The transition, it feels a bit awkward at first. Like any new software rollout. But the tools are becoming more intuitive, more connected. The key is to start before it feels urgent.
The Tangible Benefits—Beyond Feeling Good
Let’s talk brass tacks. Why does this investment pay off?
| Benefit | Impact on Your Practice |
| New Revenue Streams | ESG reporting, carbon accounting, and sustainability advisory are billable, high-value services. |
| Competitive Differentiation | Sets you apart in a crowded market, attracting forward-thinking clients. |
| Deeper Client Relationships | You’re embedded in strategic decision-making, not just year-end compliance. |
| Future-Proofing | Regulations (like the EU’s CSRD) are coming. You’ll be ready, not scrambling. |
| Talent Attraction | Top graduates want to work for firms with purpose. This is a huge recruiting advantage. |
In fact, the talent piece is huge. The next generation of accountants—they expect this.
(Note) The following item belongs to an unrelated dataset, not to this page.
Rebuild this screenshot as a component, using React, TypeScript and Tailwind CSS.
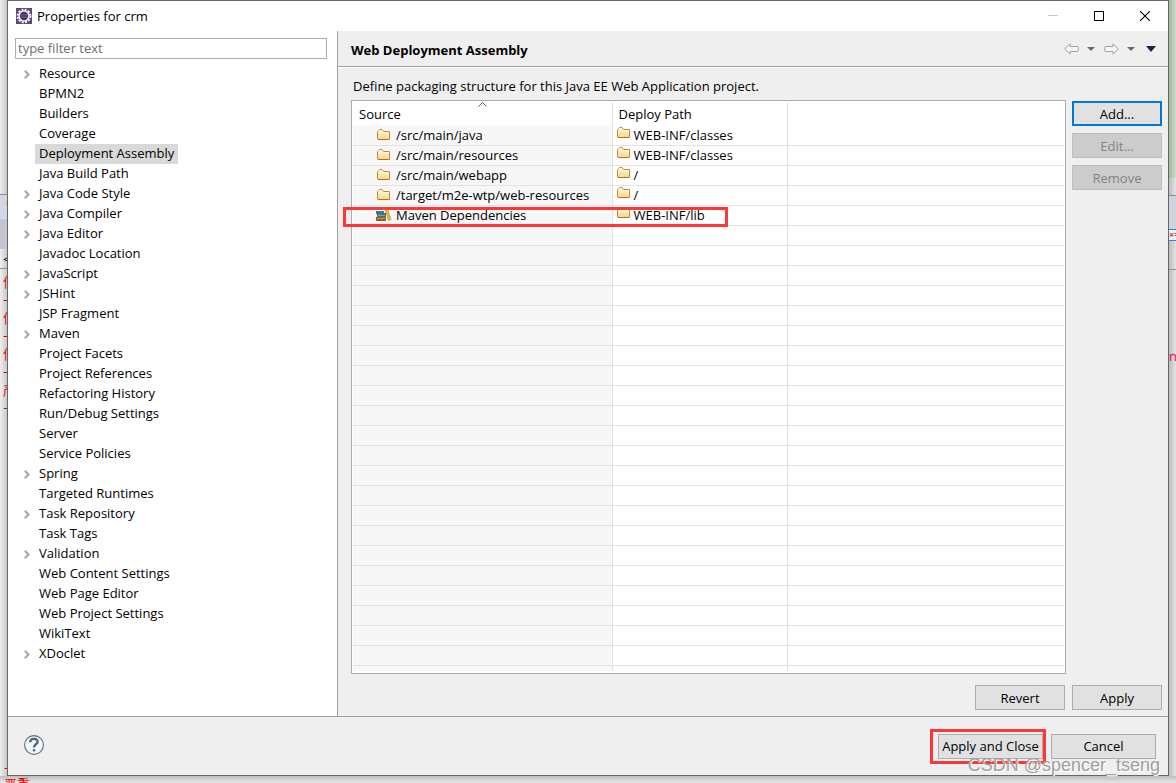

They want their work to mean something. Giving them tools to quantify environmental impact? That’s powerful.
A Thought to End On
Accounting, at its heart, has always been about stewardship. It’s about responsibly managing resources and telling the true story of a business. Green fintech simply expands the definition of “resources” to include environmental and social capital. It lets you tell a fuller, richer story.
The numbers on the balance sheet and the health of the planet are no longer separate ledgers. They’re converging. And with the right tools, your practice can be the crucial link that makes sense of it all—building something sustainable in every sense of the word.